You wrote the rules yourself. You tested them, believed in them, maybe even printed them out and taped them to your monitor. And then, in the middle of a live trade, you ignored every single one of them.

This isn't a story about weakness. It's a story about how the brain actually works - and why the gap between knowing your rules and following them is one of the most expensive gaps in trading.

The Common Belief

Most traders assume rule-breaking is a discipline problem. The solution, in this view, is motivation. Try harder. Want it more. Build better habits. Remind yourself of the consequences.

This framing leads to a lot of journaling, a lot of self-criticism, and very little change. Because the problem isn't a lack of motivation - it's a structural mismatch between the conditions under which you wrote your rules and the conditions under which you're trying to follow them.

You write rules when you're calm. You break them when you're not.

What Actually Happens

The brain operates with two largely separate processing systems. One is slow, deliberate, and rational - the part that backtests strategies, writes rules, and reasons about probabilities. The other is fast, automatic, and emotional - the part that reacts to perceived threats and rewards in real time.

When you're sitting at your desk reviewing charts after the market closes, the first system dominates. You think clearly. You see patterns. You make sensible decisions about where stops should go and when to take profit.
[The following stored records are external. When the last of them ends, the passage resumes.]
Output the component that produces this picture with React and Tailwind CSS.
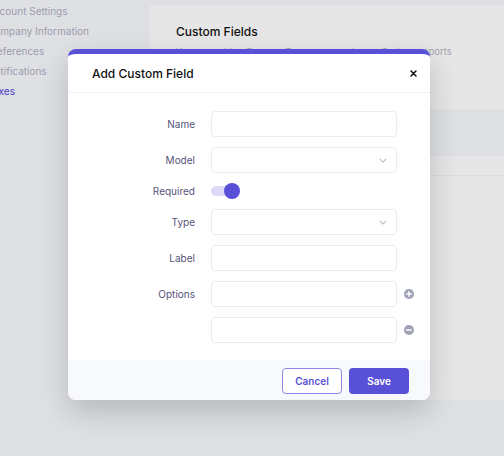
import { useState } from 'react';

const FONT = { fontFamily: 'Inter, "Noto Sans", sans-serif' };

function Chevron() {
  return (
    <svg viewBox="0 0 10 6" className="h-[5px] w-[8px]" fill="none" stroke="#b4b6c8" strokeWidth="1.3">
      <path d="M1 1l4 4 4-4" />
    </svg>
  );
}

function CircleIcon({ minus }) {
  return (
    <svg viewBox="0 0 20 20" className="h-[10px] w-[10px]">
      <circle cx="10" cy="10" r="10" fill="#9fa2b4" />
      <path d="M5.5 10h9" stroke="#fff" strokeWidth="3" strokeLinecap="round" />
      {!minus && <path d="M10 5.5v9" stroke="#fff" strokeWidth="3" strokeLinecap="round" />}
    </svg>
  );
}

function Fila({ label, children, icono, alto = 'h-[26px]' }) {
  return (
    <div className={`flex items-center ${alto}`}>
      <div className="w-[103px] shrink-0 text-right text-[10px] text-[#55547a]">{label}</div>
      <div className="ml-4 w-[186px] shrink-0 h-full flex items-center">{children}</div>
      {icono && <div className="ml-[7px] shrink-0 flex items-center">{icono}</div>}
    </div>
  );
}

function Campo({ select }) {
  return (
    <div className="w-full h-full rounded-[4px] border border-[#ebebf7] bg-white flex items-center justify-end pr-[9px]">
      {select && <Chevron />}
    </div>
  );
}

export default function App() {
  const [requerido, setRequerido] = useState(true);

  return (
    <div style={FONT} className="relative w-[504px] h-[456px] overflow-hidden bg-[#dfe0e4]">
      <div className="flex">
        <div className="w-[150px] shrink-0 -ml-[13px] pt-[1px] flex flex-col text-[10px] text-[#9c9dac]">
          <div className="h-[20px] leading-[20px] whitespace-nowrap">Account Settings</div>
          <div className="h-[20px] leading-[20px] whitespace-nowrap">Company Information</div>
          <div className="h-[20px] leading-[20px] whitespace-nowrap">Preferences</div>
          <div className="h-[20px] leading-[20px] whitespace-nowrap">Notifications</div>
          <div className="h-[20px] leading-[20px] whitespace-nowrap text-[#5a53c9] font-medium">Taxes</div>
        </div>
        <div className="mt-[5px] ml-[13px] w-[400px] h-[395px] bg-[#e6e6e7] flex flex-col">
          <div className="px-[26px] pt-[19px] shrink-0">
            <div className="text-[12px] leading-[16px] font-medium text-[#111]">Custom Fields</div>
            <div className="mt-[6px] text-[9.5px] leading-[12px] whitespace-nowrap text-[#a3a4ad]">
              You can add or Remove Taxes as you please. Crater supports
            </div>
          </div>
          <div className="mt-[51px] h-[47px] shrink-0 bg-[#dfe0e4]" />
          <div className="mt-[19px] h-px shrink-0 bg-[#dcdce2]" />
        </div>
      </div>

      <div className="absolute left-[68px] top-[49px] w-[362px] rounded-[8px] overflow-hidden bg-white border-t-[5px] border-[#5851d8] shadow-[0_12px_30px_rgba(0,0,0,0.18)]">
        <div className="h-[39px] pl-6 pr-[13px] flex items-center justify-between border-b border-[#f0f0f6]">
          <div className="text-[12px] font-medium text-[#111] pt-[2px]">Add Custom Field</div>
          <svg viewBox="0 0 10 10" className="h-[7px] w-[7px]" stroke="#111" strokeWidth="2.2" strokeLinecap="round">
            <path d="M1.5 1.5l7 7M8.5 1.5l-7 7" />
          </svg>
        </div>

        <div className="px-6 pt-[18px] pb-[17px] flex flex-col gap-[10px]">
          <Fila label="Name"><Campo /></Fila>
          <Fila label="Model"><Campo select /></Fila>
          <Fila label="Required" alto="h-[16px]">
            <button
              onClick={() => setRequerido(!requerido)}
              className="relative w-[30px] h-[16px] flex items-center"
            >
              <span className="absolute left-0 top-[3px] w-[28px] h-[10px] rounded-full bg-[#dcdaf6]" />
              <span className={`absolute top-0 w-[16px] h-[16px] rounded-full bg-[#5851d8] ${requerido ? 'left-[13px]' : 'left-0'}`} />
            </button>
          </Fila>
          <Fila label="Type"><Campo select /></Fila>
          <Fila label="Label"><Campo /></Fila>
          <Fila label="Options" icono={<CircleIcon />}><Campo /></Fila>
          <Fila label="" icono={<CircleIcon minus />}><Campo /></Fila>
        </div>

        <div className="h-[40px] bg-[#f8f9fd] flex items-start justify-end gap-[7px] pt-[8px] pr-[21px]">
          <button className="w-[60px] h-[26px] rounded-[4px] border border-[#8c87e6] bg-white text-[10px] font-semibold text-[#5851d8]">
            Cancel
          </button>
          <button className="w-[60px] h-[26px] rounded-[4px] bg-[#5851d8] text-[10px] font-semibold text-white">
            Save
          </button>
        </div>
      </div>
    </div>
  );
}
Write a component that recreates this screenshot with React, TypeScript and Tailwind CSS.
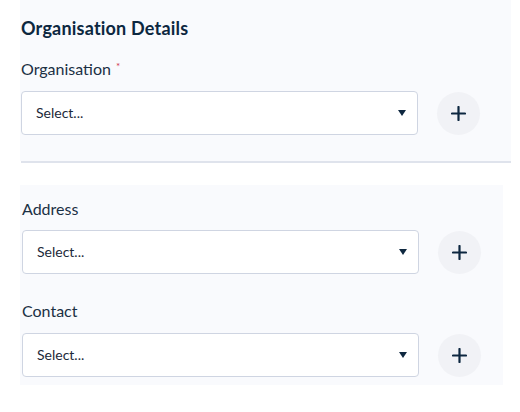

When you're inside a position that's moving against you, the second system takes over. Your cortisol rises. Your amygdala flags the loss as a threat. And the rational, rule-following part of your brain gets functionally suppressed - not turned off, but outcompeted.

This is why traders break rules not when they've forgotten them, but precisely when they remember them most clearly. You know the stop should be at X. You watch the price approach X. And something in you says: not yet, give it more room. That voice isn't random - it's a survival circuit that evolved to avoid loss, now misfiring in a context it wasn't built for.

The rules you wrote were written by one version of you. They're being enforced by a different version - one operating under stress, with different priorities, different time horizons, and a different relationship to pain.

This is also why the feedback illusion kills your edge. When you break a rule and the trade works out, your brain records: rule-breaking = reward. The next time you're tempted, the threshold to break the rule is lower. You've accidentally trained yourself to ignore your own system.

Why This Matters for Traders

Understanding the mechanism changes the solution entirely.

If rule-breaking is a willpower problem, the fix is trying harder. If it's a neurological mismatch between calm-state planning and stressed-state execution, the fix is architecture - building systems that don't require willpower in the moment.

This is why professional traders and trading firms spend so much effort on pre-commitment: alerts set before entry, automated stops, hard position limits, checklists that must be completed before a trade is placed. None of this is because professionals lack discipline. It's because they understand that discipline under stress is unreliable for everyone.

The discipline of doing nothing is one of the hardest skills in trading - and it's impossible without structural support. The trader who says "I'll just hold through this drawdown and see" is relying on real-time willpower. The trader who set a hard stop before entering doesn't need willpower at all.

There's also a subtler dynamic: drawdowns turn traders into strangers. After a significant loss, the emotional pressure to recover changes your identity in the short term. You don't just feel bad - you feel like a different trader. One who is willing to break rules to get even. Recognizing this shift as predictable and mechanical, not personal, is the first step to designing around it.

Example from Crypto Markets

Consider a trader who runs a momentum strategy on BTC. They've tested it thoroughly. The rules are clear: enter on a confirmed breakout above a key level, stop loss 3% below entry, take partial profit at 8%, trail the rest.

They enter a position on a Sunday evening when volume is thin. The trade quickly goes against them - not a clean reversal, just chop. The stop is 2.5% away. The rules say hold the stop.

But the trader has also been running at a loss for three weeks. They've told themselves this trade is the one that turns it around. As price drifts toward the stop, the internal monologue starts: this is just noise, it'll bounce, 3% is too tight for weekend volatility, I should give it more room.

They move the stop. Price continues lower. They move it again. Eventually they exit manually at -9%, three times the intended risk.

When they review the trade, they don't find a technical problem. The setup was valid. The stop was reasonable. The breakdown was entirely in the execution - specifically, in the gap between what a calm version of them designed and what a stressed version of them did under pressure.

This is not unusual. It is, in fact, the norm. Consistency beats intensity every time - but consistency requires that your system is designed for the moments when you're not at your best, not just the moments when you are.

The Takeaway

Traders break their own rules not because they lack commitment, but because the brain that wrote the rules and the brain that executes them are operating under fundamentally different conditions.

The solution isn't more motivation. It's less reliance on in-the-moment decision-making. Pre-commit. Automate. Build systems that work when you don't.

The traders who understand what actually separates winners from losers aren't people with superhuman discipline. They're people who stopped expecting willpower to do a job it was never built for - and built structures to do it instead.

Your rules are only as good as the architecture around them. Written rules without structural enforcement aren't a trading system. They're a wish list.